Now you are ready to venture into stranger geography. One of the most intriguing pieces is “The Moon Pool and Others” originally a letter to Ian Young who was to edit an issue of Little Caesar called “Overlooked and Underrated,” originally published in 1989 and rewritten and amplified in 1998. He begins saying that he remembers who wrote “The Moon Pool,” Honest Abe Merritt. From there Williams launches into one of the most interesting catalog of books and authors and commentaries on literature and book publishing to be found. If you love books and bookstores and the serendipity of finding and following meandering literary trails, this will be a delight. No one other than Jonathan could possibly have created such a marvelously weird and yet enlightening book list.

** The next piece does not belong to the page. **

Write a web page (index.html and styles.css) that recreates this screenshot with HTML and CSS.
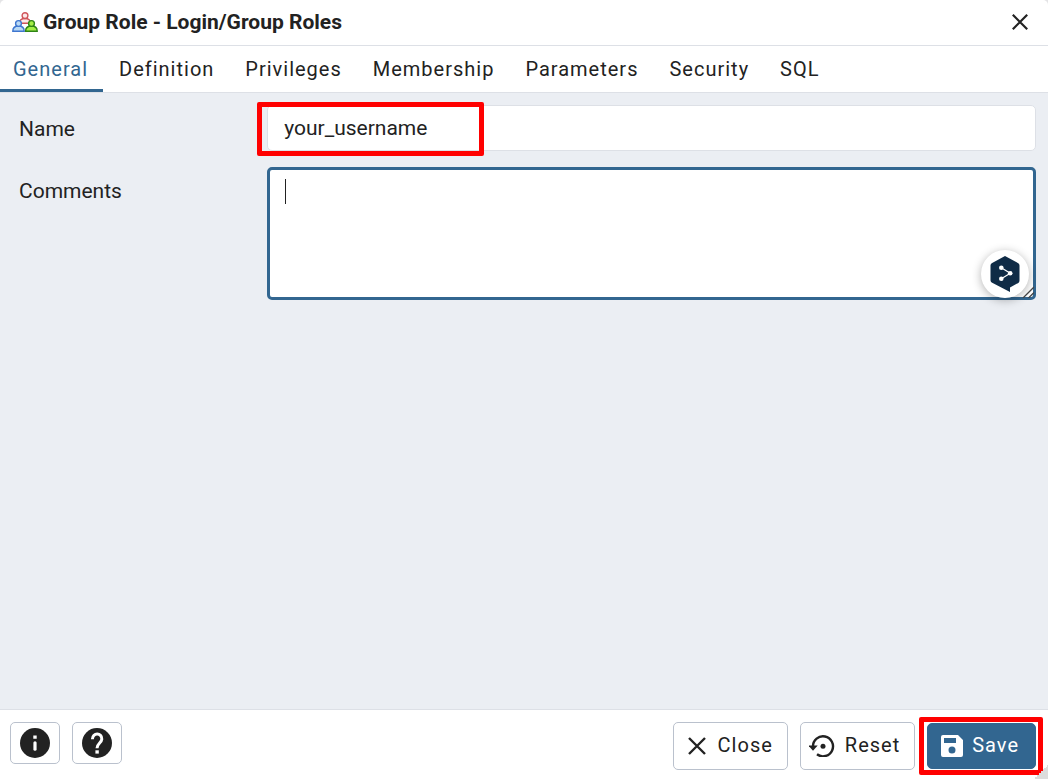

Now you are ready for some of his poetry. It is an acquired taste. Some have characterized his poetry as found poems, others call them Hillbilly Haikus. They are very accessible, funny and irreverent. He has some clerihews, a form invented in 1890 by Edmund Clerihew Bentley. Next read his own verse form, Meta-Fours. Each line can have only four words with all punctuation and capitals eliminated except for possessive apostrophes. Look at these on page 29 and you will probably soon be giggling at the strange combinations.

By now you have probably located some of the photographs and have been drawn into an article here or there. You are on your own now. Lost in the highlands of punning poetry and hillbilly snobbery. If you don’t get it, you don’t get it, and brother don’t ask me for a dime. There are treasures here and golden seals and weeds and losses in Jonathan’s great knot garden of enthusiasms.